--- Start ---
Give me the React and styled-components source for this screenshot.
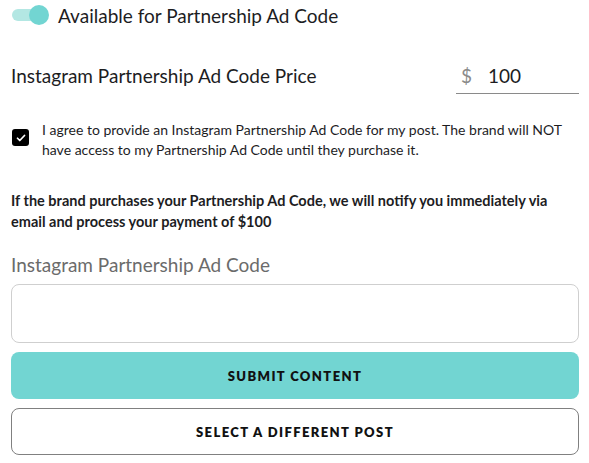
import React from "react";
import styled, { createGlobalStyle } from "styled-components";

const Global = createGlobalStyle`
  body {
    margin: 0;
    background: #fff;
    font-family: "Lato", "Open Sans", sans-serif;
    color: #1d1d1f;
  }
`;

const Page = styled.div`
  width: 589px;
  padding: 0 10px 0 11px;
  box-sizing: border-box;
  display: flex;
  flex-direction: column;
`;

const ToggleRow = styled.label`
  display: flex;
  align-items: center;
  gap: 9px;
  height: 30px;
  padding-left: 12px;
  margin-left: -11px;
  font-size: 19px;
`;

const Switch = styled.span`
  position: relative;
  width: 37px;
  height: 20px;
  display: inline-block;
`;

const Track = styled.span`
  position: absolute;
  left: 0;
  top: 4px;
  width: 32px;
  height: 12px;
  border-radius: 6px;
  background: #b3e7e3;
`;

const Thumb = styled.span`
  position: absolute;
  right: 0;
  top: 0;
  width: 20px;
  height: 20px;
  border-radius: 50%;
  background: #72d5d2;
`;

const PriceRow = styled.div`
  display: flex;
  align-items: center;
  justify-content: space-between;
  margin-top: 27px;
`;

const Label = styled.span`
  font-size: 19px;
  color: ${(p) => p.$muted ? "#6b6b6b" : "#1d1d1f"};
`;

const PriceBox = styled.div`
  width: 123px;
  height: 37px;
  border-bottom: 1px solid #8a8a8a;
  display: flex;
  align-items: center;
  gap: 16px;
  padding-left: 5px;
  box-sizing: border-box;
  font-size: 19px;
`;

const Dollar = styled.span`
  color: #8a8a8a;
`;

const AgreeRow = styled.label`
  display: flex;
  gap: 13px;
  margin-top: 26px;
  padding-left: 1px;
  font-size: 14px;
  line-height: 20px;
`;

const Box = styled.span`
  flex: none;
  width: 17px;
  height: 17px;
  border-radius: 3px;
  background: #000;
  margin-top: 9px;
  display: flex;
  align-items: center;
  justify-content: center;
`;

const Notice = styled.p`
  margin: 30px 0 0;
  font-size: 14.5px;
  font-weight: 700;
  line-height: 21px;
`;

const CodeLabel = styled(Label)`
  margin-top: 21px;
`;

const CodeInput = styled.div`
  margin-top: 8px;
  height: 59px;
  border: 1px solid #cfcfcf;
  border-radius: 8px;
  box-sizing: border-box;
`;

const Button = styled.button`
  height: 47px;
  margin-top: 9px;
  border-radius: 8px;
  border: ${(p) => p.$primary ? "none" : "1px solid #808080"};
  background: ${(p) => p.$primary ? "#72d5d2" : "#fff"};
  font-family: "Lato", sans-serif;
  font-weight: 800;
  font-size: 13px;
  letter-spacing: 1.4px;
  color: #111;
  text-transform: uppercase;
`;

export default function App() {
  return (
    <Page>
      <Global />
      <ToggleRow>
        <Switch>
          <Track />
          <Thumb />
        </Switch>
        Available for Partnership Ad Code
      </ToggleRow>
      <PriceRow>
        <Label>Instagram Partnership Ad Code Price</Label>
        <PriceBox>
          <Dollar>$</Dollar>
          <span>100</span>
        </PriceBox>
      </PriceRow>
      <AgreeRow>
        <Box>
          <svg width="12" height="12" viewBox="0 0 24 24" fill="none" stroke="#fff" strokeWidth="3.5" strokeLinecap="round" strokeLinejoin="round">
            <path d="M5 12.5l4.5 4.5L19 7" />
          </svg>
        </Box>
        <span>
          I agree to provide an Instagram Partnership Ad Code for my post. The brand will NOT have access to my Partnership Ad Code until they purchase it.
        </span>
      </AgreeRow>
      <Notice>
        If the brand purchases your Partnership Ad Code, we will notify you immediately via email and process your payment of $100
      </Notice>
      <CodeLabel $muted>Instagram Partnership Ad Code</CodeLabel>
      <CodeInput />
      <Button $primary>Submit Content</Button>
      <Button>Select a different post</Button>
    </Page>
  );
}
--- End ---
● **Problem statement**
Take the listing and print it again exactly, but without any pictures.

● **Exercise result**
Give me the React and styled-components source for this screenshot.
import React from "react";
import styled, { createGlobalStyle } from "styled-components";

const Global = createGlobalStyle`
  body {
    margin: 0;
    background: #fff;
    font-family: "Lato", "Open Sans", sans-serif;
    color: #1d1d1f;
  }
`;

const Page = styled.div`
  width: 589px;
  padding: 0 10px 0 11px;
  box-sizing: border-box;
  display: flex;
  flex-direction: column;
`;

const ToggleRow = styled.label`
  display: flex;
  align-items: center;
  gap: 9px;
  height: 30px;
  padding-left: 12px;
  margin-left: -11px;
  font-size: 19px;
`;

const Switch = styled.span`
  position: relative;
  width: 37px;
  height: 20px;
  display: inline-block;
`;

const Track = styled.span`
  position: absolute;
  left: 0;
  top: 4px;
  width: 32px;
  height: 12px;
  border-radius: 6px;
  background: #b3e7e3;
`;

const Thumb = styled.span`
  position: absolute;
  right: 0;
  top: 0;
  width: 20px;
  height: 20px;
  border-radius: 50%;
  background: #72d5d2;
`;

const PriceRow = styled.div`
  display: flex;
  align-items: center;
  justify-content: space-between;
  margin-top: 27px;
`;

const Label = styled.span`
  font-size: 19px;
  color: ${(p) => p.$muted ? "#6b6b6b" : "#1d1d1f"};
`;

const PriceBox = styled.div`
  width: 123px;
  height: 37px;
  border-bottom: 1px solid #8a8a8a;
  display: flex;
  align-items: center;
  gap: 16px;
  padding-left: 5px;
  box-sizing: border-box;
  font-size: 19px;
`;

const Dollar = styled.span`
  color: #8a8a8a;
`;

const AgreeRow = styled.label`
  display: flex;
  gap: 13px;
  margin-top: 26px;
  padding-left: 1px;
  font-size: 14px;
  line-height: 20px;
`;

const Box = styled.span`
  flex: none;
  width: 17px;
  height: 17px;
  border-radius: 3px;
  background: #000;
  margin-top: 9px;
  display: flex;
  align-items: center;
  justify-content: center;
`;

const Notice = styled.p`
  margin: 30px 0 0;
  font-size: 14.5px;
  font-weight: 700;
  line-height: 21px;
`;

const CodeLabel = styled(Label)`
  margin-top: 21px;
`;

const CodeInput = styled.div`
  margin-top: 8px;
  height: 59px;
  border: 1px solid #cfcfcf;
  border-radius: 8px;
  box-sizing: border-box;
`;

const Button = styled.button`
  height: 47px;
  margin-top: 9px;
  border-radius: 8px;
  border: ${(p) => p.$primary ? "none" : "1px solid #808080"};
  background: ${(p) => p.$primary ? "#72d5d2" : "#fff"};
  font-family: "Lato", sans-serif;
  font-weight: 800;
  font-size: 13px;
  letter-spacing: 1.4px;
  color: #111;
  text-transform: uppercase;
`;

export default function App() {
  return (
    <Page>
      <Global />
      <ToggleRow>
        <Switch>
          <Track />
          <Thumb />
        </Switch>
        Available for Partnership Ad Code
      </ToggleRow>
      <PriceRow>
        <Label>Instagram Partnership Ad Code Price</Label>
        <PriceBox>
          <Dollar>$</Dollar>
          <span>100</span>
        </PriceBox>
      </PriceRow>
      <AgreeRow>
        <Box>
          <svg width="12" height="12" viewBox="0 0 24 24" fill="none" stroke="#fff" strokeWidth="3.5" strokeLinecap="round" strokeLinejoin="round">
            <path d="M5 12.5l4.5 4.5L19 7" />
          </svg>
        </Box>
        <span>
          I agree to provide an Instagram Partnership Ad Code for my post. The brand will NOT have access to my Partnership Ad Code until they purchase it.
        </span>
      </AgreeRow>
      <Notice>
        If the brand purchases your Partnership Ad Code, we will notify you immediately via email and process your payment of $100
      </Notice>
      <CodeLabel $muted>Instagram Partnership Ad Code</CodeLabel>
      <CodeInput />
      <Button $primary>Submit Content</Button>
      <Button>Select a different post</Button>
    </Page>
  );
}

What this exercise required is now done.